Killer tornadoes passed -- sorry, ripped -- through Missouri two nights ago. I knew this because my dog McDonnell was shaking and panting and sitting on my head at 2 a.m. I tried everything. The Full Body Dog Take-down. The Comforter Tent. The Tough Love Choke-hold.
Mac the Mighty Weather Dog-ometer needed to alert me that dogs were being rained on somewhere within a two-hundred-mile radius. There was no rain outside my house, of course, but North Central Missouri evidently had tornadoes. Mac wanted me to know that little rural dogs were in danger of being swept up. (He has never seen The Wizard of Oz, thankfully.)
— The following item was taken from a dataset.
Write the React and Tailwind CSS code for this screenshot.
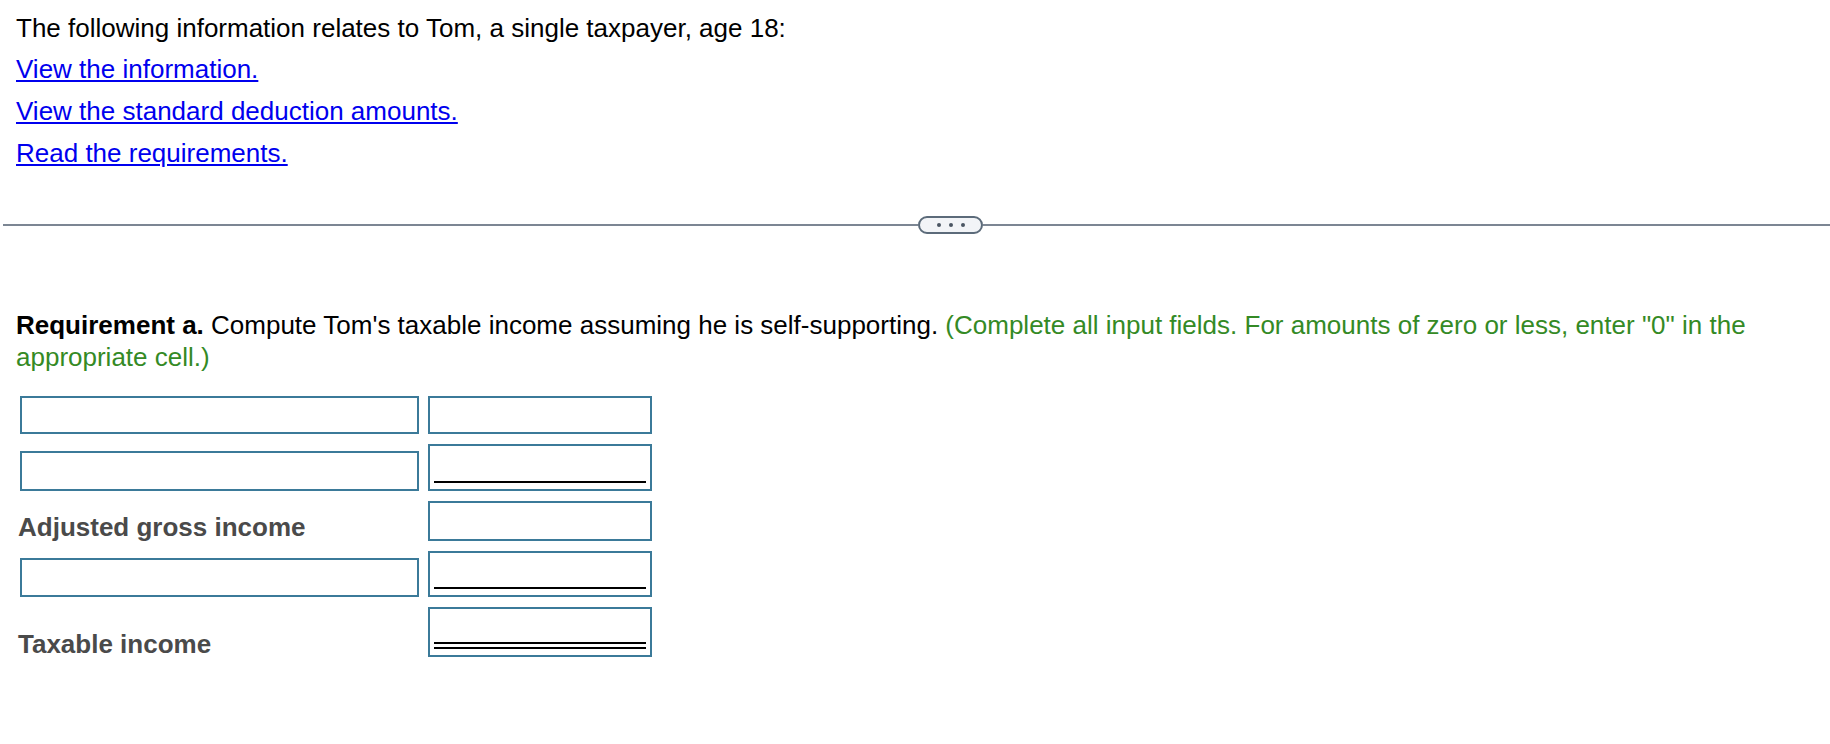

So, knowing the dog was reaching Emergency Alert System levels of panic (even though there was no rain here) I turned on the Weather Channel at 2 a.m. and I swear he watched it. He stopped shaking and studied the red tornado watch boxes closely. A commercial came on and he went back to pacing.
"I know, honey" I cooed, "There's a tornado two hundred freaking miles away. Do you think I can do something about it?"
"PANT PANT PANT!"
At least he contained his bowels, which is more than I can say of our late dog Fred, the Seismo-Dog, who could tell if an earthquake was happening. I discovered he had this skill when one day I called the vet, complaining Fred was fine yesterday but this morning he had strafed the house with watery diarrhea.
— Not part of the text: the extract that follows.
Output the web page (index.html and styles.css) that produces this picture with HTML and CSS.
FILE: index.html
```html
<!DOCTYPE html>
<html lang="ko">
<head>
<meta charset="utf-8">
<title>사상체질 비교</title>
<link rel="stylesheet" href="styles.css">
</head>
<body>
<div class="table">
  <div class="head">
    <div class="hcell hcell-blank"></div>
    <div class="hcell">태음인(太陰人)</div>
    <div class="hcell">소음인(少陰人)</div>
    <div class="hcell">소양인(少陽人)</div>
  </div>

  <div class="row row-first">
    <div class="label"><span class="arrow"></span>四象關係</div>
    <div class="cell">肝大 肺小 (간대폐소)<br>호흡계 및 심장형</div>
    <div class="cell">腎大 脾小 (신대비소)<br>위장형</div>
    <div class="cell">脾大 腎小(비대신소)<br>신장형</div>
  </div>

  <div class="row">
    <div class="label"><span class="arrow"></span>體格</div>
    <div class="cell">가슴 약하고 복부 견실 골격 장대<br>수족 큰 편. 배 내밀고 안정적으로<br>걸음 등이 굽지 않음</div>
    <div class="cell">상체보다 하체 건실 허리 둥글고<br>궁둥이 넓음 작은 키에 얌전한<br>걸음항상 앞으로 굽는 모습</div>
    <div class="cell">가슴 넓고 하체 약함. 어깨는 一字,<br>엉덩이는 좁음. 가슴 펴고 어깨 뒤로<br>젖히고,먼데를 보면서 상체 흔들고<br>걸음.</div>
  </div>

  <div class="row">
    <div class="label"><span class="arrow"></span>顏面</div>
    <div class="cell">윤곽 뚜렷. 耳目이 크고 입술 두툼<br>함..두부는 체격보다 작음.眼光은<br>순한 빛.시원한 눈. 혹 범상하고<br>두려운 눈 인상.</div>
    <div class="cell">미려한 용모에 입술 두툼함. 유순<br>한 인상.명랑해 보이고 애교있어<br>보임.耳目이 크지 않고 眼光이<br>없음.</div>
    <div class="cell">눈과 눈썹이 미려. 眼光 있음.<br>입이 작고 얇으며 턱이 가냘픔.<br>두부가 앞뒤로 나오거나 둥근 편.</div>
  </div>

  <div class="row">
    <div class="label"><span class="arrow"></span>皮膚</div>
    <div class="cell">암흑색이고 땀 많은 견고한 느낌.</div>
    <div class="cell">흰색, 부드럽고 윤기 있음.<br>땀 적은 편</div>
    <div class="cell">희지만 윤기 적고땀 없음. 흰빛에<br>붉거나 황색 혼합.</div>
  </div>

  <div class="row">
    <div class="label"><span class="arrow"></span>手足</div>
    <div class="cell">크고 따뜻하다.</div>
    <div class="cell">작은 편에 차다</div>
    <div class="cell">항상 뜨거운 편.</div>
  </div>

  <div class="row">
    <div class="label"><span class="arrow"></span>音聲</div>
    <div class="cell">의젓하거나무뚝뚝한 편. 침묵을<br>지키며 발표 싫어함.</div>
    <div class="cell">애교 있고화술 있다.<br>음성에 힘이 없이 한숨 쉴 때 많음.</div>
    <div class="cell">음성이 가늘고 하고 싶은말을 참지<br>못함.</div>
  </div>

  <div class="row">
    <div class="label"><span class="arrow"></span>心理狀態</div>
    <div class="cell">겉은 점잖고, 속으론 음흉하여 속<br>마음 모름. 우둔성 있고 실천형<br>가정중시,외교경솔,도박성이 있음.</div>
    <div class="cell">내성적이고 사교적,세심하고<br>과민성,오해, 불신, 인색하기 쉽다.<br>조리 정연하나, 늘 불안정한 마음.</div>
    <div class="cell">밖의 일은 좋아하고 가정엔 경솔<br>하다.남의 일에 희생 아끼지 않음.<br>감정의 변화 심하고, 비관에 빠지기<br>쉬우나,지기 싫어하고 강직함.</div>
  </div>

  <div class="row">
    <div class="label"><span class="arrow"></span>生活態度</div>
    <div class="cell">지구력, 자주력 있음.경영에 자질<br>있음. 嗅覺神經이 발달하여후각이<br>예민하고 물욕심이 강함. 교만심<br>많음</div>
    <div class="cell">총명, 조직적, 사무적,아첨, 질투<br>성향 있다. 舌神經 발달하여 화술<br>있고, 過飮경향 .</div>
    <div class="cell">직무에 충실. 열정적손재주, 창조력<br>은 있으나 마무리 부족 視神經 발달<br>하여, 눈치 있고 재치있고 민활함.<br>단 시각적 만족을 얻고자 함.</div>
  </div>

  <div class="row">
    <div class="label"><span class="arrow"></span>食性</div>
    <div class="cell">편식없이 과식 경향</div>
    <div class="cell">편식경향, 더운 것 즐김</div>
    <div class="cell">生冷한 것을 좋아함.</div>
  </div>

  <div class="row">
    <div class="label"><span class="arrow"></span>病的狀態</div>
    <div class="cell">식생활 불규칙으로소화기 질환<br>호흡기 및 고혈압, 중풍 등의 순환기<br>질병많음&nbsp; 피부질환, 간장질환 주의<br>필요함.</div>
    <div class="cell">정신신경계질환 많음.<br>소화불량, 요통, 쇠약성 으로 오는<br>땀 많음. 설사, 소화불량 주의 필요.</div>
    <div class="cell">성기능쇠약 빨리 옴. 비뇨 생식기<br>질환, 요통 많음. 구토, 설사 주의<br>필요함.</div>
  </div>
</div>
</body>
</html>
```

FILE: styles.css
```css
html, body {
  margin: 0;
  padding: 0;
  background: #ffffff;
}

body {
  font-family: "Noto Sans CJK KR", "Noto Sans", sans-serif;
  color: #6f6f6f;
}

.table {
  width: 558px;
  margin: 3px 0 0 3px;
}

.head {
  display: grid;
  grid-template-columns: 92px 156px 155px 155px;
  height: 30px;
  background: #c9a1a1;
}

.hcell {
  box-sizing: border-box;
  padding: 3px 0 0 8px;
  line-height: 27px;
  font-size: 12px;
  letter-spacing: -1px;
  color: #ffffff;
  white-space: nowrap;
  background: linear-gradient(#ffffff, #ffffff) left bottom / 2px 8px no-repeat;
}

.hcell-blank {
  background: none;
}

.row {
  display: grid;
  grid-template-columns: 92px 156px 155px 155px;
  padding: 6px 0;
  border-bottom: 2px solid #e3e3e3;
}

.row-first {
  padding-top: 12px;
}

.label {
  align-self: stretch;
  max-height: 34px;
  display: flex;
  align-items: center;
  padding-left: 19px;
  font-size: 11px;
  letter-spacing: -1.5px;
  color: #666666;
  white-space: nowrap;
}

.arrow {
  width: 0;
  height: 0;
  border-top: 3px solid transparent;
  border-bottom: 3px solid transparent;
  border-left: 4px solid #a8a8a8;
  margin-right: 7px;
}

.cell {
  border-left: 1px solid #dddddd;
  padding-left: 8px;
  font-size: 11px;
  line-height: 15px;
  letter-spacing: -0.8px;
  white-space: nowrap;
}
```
"It's just the earthquake" the vet said, quite blase , "All the dogs are doing it."
"Huh? What earthquake?"
"There was a 2.5 earthquake at the New Madrid fault this morning. We can't feel it, but dogs can, and they panic and have diarrhea."
Since this is the vet who sometimes eschews the Scientific Method (see Dogs and Kangaroo), I thought it best to check with another source. My co-worker Barry's wife worked for Dog Fancy Magazine, so I asked him, "Barry, have you heard anything about the way dogs behave during earthquakes?"
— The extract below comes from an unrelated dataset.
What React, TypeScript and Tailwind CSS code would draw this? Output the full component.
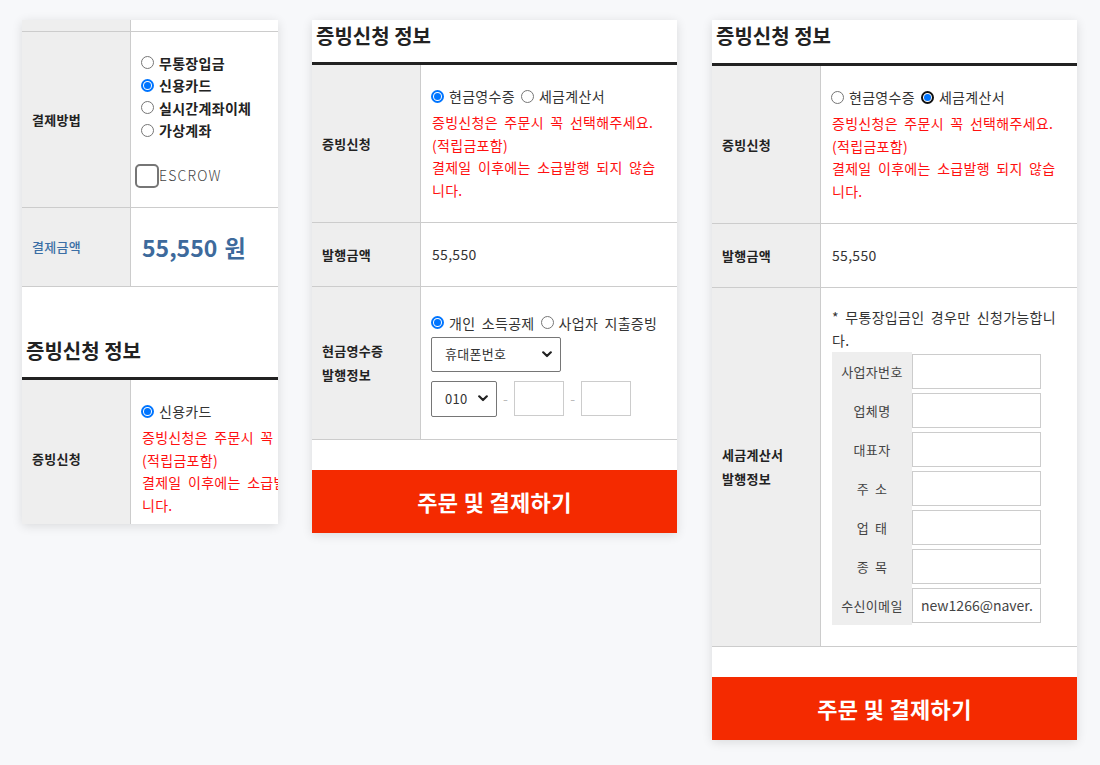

"Yes" Barry said authoritatively, "They slide into the chasms right along with the buildings and the trees."
Still, Fred did seem to be a Discerner of Earthquakes, and McDonnell can certainly sense a tornado at 200 miles. Douglas it appears has no natural talent, unless someday he starts barking and chasing his tail and we are promptly flattened by a tsunami.